BONAFEDE v. ADVANCED CREDIT SOLUTIONS, LLC

United States District Court, Western District of New York (2012)

Facts

Issue

Holding — Skretny, C.J.

Rule

Reasoning

Deep Dive: How the Court Reached Its Decision

Court's Findings on Liability

The court found that Advanced Credit Solutions, LLC (ACS) violated several provisions of the Fair Debt Collection Practices Act (FDCPA). The plaintiffs alleged that ACS failed to comply with statutory requirements, such as properly identifying themselves and limiting their communications to the debtor. The court noted that ACS made repeated calls to Katherine Hinderliter's home, despite being informed that they had the wrong number. On a particular call, ACS misrepresented itself as a law firm, threatened legal action against Frank Bonafede, and disclosed Marlene Bonafede's Social Security number, which constituted harassment and abuse under the FDCPA. The court accepted the allegations in the complaint as true due to the default by ACS and determined that the actions taken by ACS were not only improper but also illegal under the established statutory framework. As a result, the court concluded that ACS was liable for the violations claimed by the plaintiffs.

Assessment of Statutory Damages

In determining the appropriate statutory damages, the court considered the nature and extent of ACS's violations. While the plaintiffs sought the maximum statutory damages of $1,000 per plaintiff, the court found this request excessive given the circumstances. The violations committed by ACS were serious but not sufficiently frequent or egregious to warrant the maximum penalty. The court specifically noted the lack of detailed allegations regarding the frequency of calls made to Katherine Hinderliter's home, which limited the assessment of damages. For Katherine, the court awarded $250 in statutory damages, reflecting the less severe nature of the violations attributed to her situation. Conversely, for Michael, Marlene, and Frank, the court awarded $500 each, acknowledging the more direct threats and harassment they experienced during the communications with ACS.
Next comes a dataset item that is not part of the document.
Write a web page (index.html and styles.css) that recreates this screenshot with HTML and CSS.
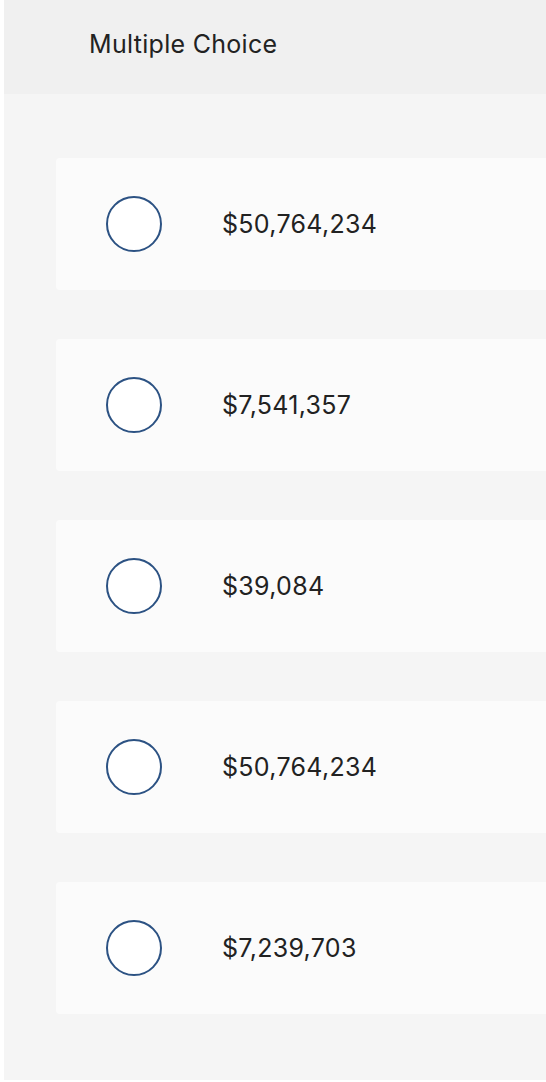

Actual Damages Consideration

The court also addressed the plaintiffs' claims for actual damages resulting from ACS's violations. Although the plaintiffs expressed feelings of fear, embarrassment, and emotional distress due to ACS's actions, they failed to provide detailed requests or evidence supporting these claims for actual damages. The court noted that without specific allegations or a formal request for actual damages, it could not grant any compensatory relief under the FDCPA. As a result, the court ultimately decided not to award any actual damages to the plaintiffs, focusing instead on the statutory damages previously assessed based on the violations of the FDCPA.

Attorney's Fees and Costs

In addition to statutory damages, the court awarded reasonable attorney's fees and costs incurred by the plaintiffs in pursuing their claims. Under the FDCPA, successful litigants are entitled to recover reasonable attorney's fees and costs associated with enforcing their rights. The court evaluated the attorney's hourly rate and the number of hours billed, deeming both reasonable given the attorney's experience in consumer rights and FDCPA matters. The plaintiffs' attorney, Frank J. Borgese, had requested $180 per hour and billed for 13.8 hours of work. The court granted this request, leading to an overall award of $2,484 in attorney's fees, along with additional costs for paralegal work, filing fees, and service of process, totaling $3,034 for attorney's fees and costs combined.

Conclusion of the Case

The court granted the plaintiffs' motion for default judgment against ACS, confirming the company's liability for multiple violations of the FDCPA. The court awarded statutory damages, with Katherine Hinderliter receiving $250 and the other plaintiffs each awarded $500. Additionally, the court awarded a total of $3,034 for attorney's fees and costs. The judgment underscored the importance of compliance with the FDCPA by debt collectors and reinforced the rights of consumers against abusive practices in debt collection efforts. The court directed the Clerk of the Court to enter judgment in favor of the plaintiffs and close the case following the entry of judgment.